The concern should be that with a government which has the tendency to look for ways around the Constitution by doing with regulation what should be done with legislation, there is no telling what rules will be created in administering this law.
One thing is for sure; if perceptions are reality, the perception here could be one of the elected officials trying to insulate themselves from otherwise law-abiding citizens, who may choose to peacefully assemble to petition their government.
The First Amendment to the U.S. Constitution was ratified on December 15, 1791, and states: “Congress shall make no law respecting an establishment of religion, or prohibiting the free exercise thereof; or abridging the freedom of speech, or of the press; or the right of the people peaceably to assemble, and to petition the Government for a redress of grievances.”

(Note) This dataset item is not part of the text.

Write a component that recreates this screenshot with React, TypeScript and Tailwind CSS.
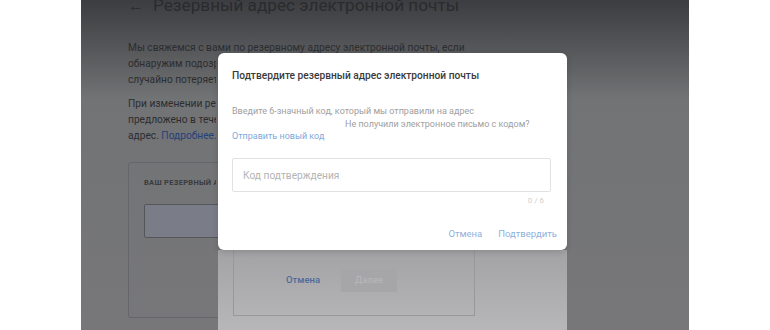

Given the concerns being raised, our elected officials should be forced to explain why they voted for this bill. What was their thought process and what were they trying to accomplish?

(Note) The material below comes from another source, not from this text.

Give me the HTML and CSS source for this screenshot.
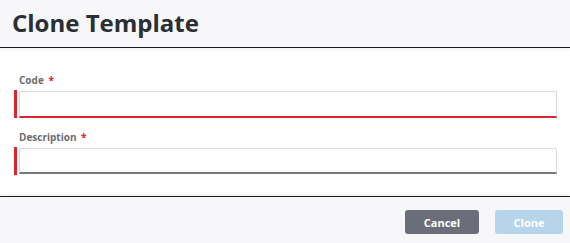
FILE: index.html
```html
<!DOCTYPE html>
<html lang="en">
<head>
  <meta charset="UTF-8" />
  <title>Clone Template</title>
  <link rel="stylesheet" href="styles.css">
</head>
<body>
  <div class="modal">
    <div class="modal-header">
      <h2>Clone Template</h2>
    </div>

    <div class="modal-body">
      <div class="field">
        <label for="code">Code <span class="req">*</span></label>
        <div class="input-row invalid">
          <input id="code" type="text" />
        </div>
      </div>

      <div class="field">
        <label for="desc">Description <span class="req">*</span></label>
        <div class="input-row required">
          <input id="desc" type="text" />
        </div>
      </div>
    </div>

    <div class="modal-footer">
      <button class="btn btn-cancel">Cancel</button>
      <button class="btn btn-clone" disabled>Clone</button>
    </div>
  </div>
</body>
</html>
```

FILE: styles.css
```css
:root {
  --bg-soft: #f7f7f9;
  --text: #2a2e35;
  --label: #6e6e6e;
  --danger: #dc2430;
  --line: #1c1c1c;
  --input-border: #d9d9d9;
}

html, body {
  margin: 0;
  height: 100%;
}

body {
  font-family: 'Open Sans', sans-serif;
  background: #ffffff;
}

.modal {
  display: flex;
  flex-direction: column;
  height: 100%;
}

.modal-header {
  height: 47px;
  background: var(--bg-soft);
  border-bottom: 1px solid var(--line);
  box-shadow: 0 2px 4px rgba(0,0,0,0.06);
  padding-left: 12px;
  display: flex;
  align-items: center;
  position: relative;
  z-index: 1;
}

.modal-header h2 {
  margin: 0;
  font-size: 24px;
  font-weight: 700;
  color: var(--text);
  line-height: 1;
  padding-bottom: 1px;
}

.modal-body {
  padding: 26px 13px 21px 14px;
}

.field + .field {
  margin-top: 13px;
}

.field label {
  display: block;
  font-size: 10px;
  line-height: 12px;
  font-weight: 700;
  color: var(--label);
  margin-bottom: 4px;
  padding-left: 5px;
}

.req {
  color: var(--danger);
  margin-left: 2px;
}

.input-row {
  display: flex;
  height: 28px;
  border-left: 3px solid var(--danger);
  padding-left: 2px;
}

.input-row input {
  flex: 1;
  margin: 1px 0 0 0;
  padding: 0 6px;
  height: 27px;
  box-sizing: border-box;
  border: 1px solid var(--input-border);
  border-bottom: 2px solid #7a7a7a;
  border-radius: 2px 2px 0 0;
  outline: none;
  font-family: inherit;
  font-size: 12px;
  background: #fff;
}

.input-row.invalid input {
  border-bottom-color: var(--danger);
}

.input-row.required input {
  height: 26px;
}

.modal-footer {
  flex: 1;
  background: var(--bg-soft);
  border-top: 1px solid var(--line);
  box-shadow: 0 -2px 4px rgba(0,0,0,0.06);
  display: flex;
  justify-content: flex-end;
  align-items: flex-start;
  gap: 16px;
  padding: 13px 7px 0 0;
}

.btn {
  height: 24px;
  border: none;
  border-radius: 3px;
  font-family: inherit;
  font-size: 11px;
  font-weight: 700;
  color: #ffffff;
  cursor: pointer;
}

.btn-cancel {
  width: 74px;
  background: #6b6e78;
}

.btn-clone {
  width: 68px;
  background: #b6d4ea;
  cursor: not-allowed;
}
```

Suspicion of Congress and the president should always be high in cases where there seems to be an assault on our rights under the Constitution. Always remember, these very same legislators are the ones who exempt themselves from laws the rest of us must obey. Also of interest is that many of the legislators who voted for this law were vehemently against the Patriot Act because it encroached on our constitutional rights. What changed?
By design, the Constitution recognizes the people are the final authority in this country. It is from the people the government derives its powers, duties and responsibilities. The role of the federal government is limited with most powers remaining with the states and the people.

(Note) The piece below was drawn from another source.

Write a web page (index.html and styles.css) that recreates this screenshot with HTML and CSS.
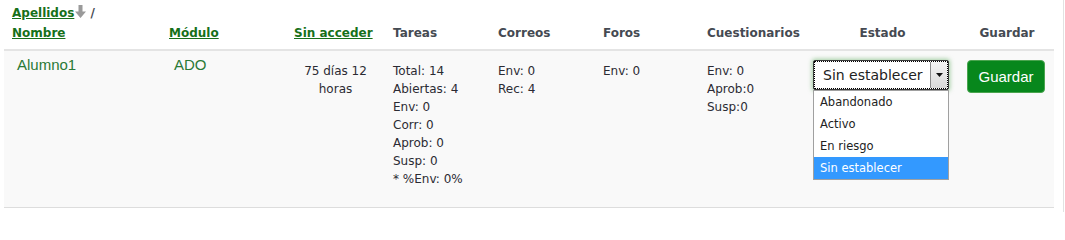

Does this new law endanger our rights? Read it, study it and then decide. If you decide wrong, free speech may be on the verge of extinction in this country. Once a populace is silenced, it is easier for tyrants to take control.
There are Americans who say we are not in danger from our government; our government would never try to enslave us. That can never happen here.
Remember, the people of Nazi Germany said the same things just prior to the rise of Adolph Hitler. They were a democracy with severe financial problems as are we. They were also divided against themselves.
Does this sound familiar? It should. It’s happening here and our government uses it as an excuse to grow its involvement in every facet of our daily lives, just like the German government did in the 1930s.
Our rights under the First Amendment are paramount to preventing our becoming slaves to a tyrannical government.
The people are the ultimate authority when it comes to our government. It needs to stay that way.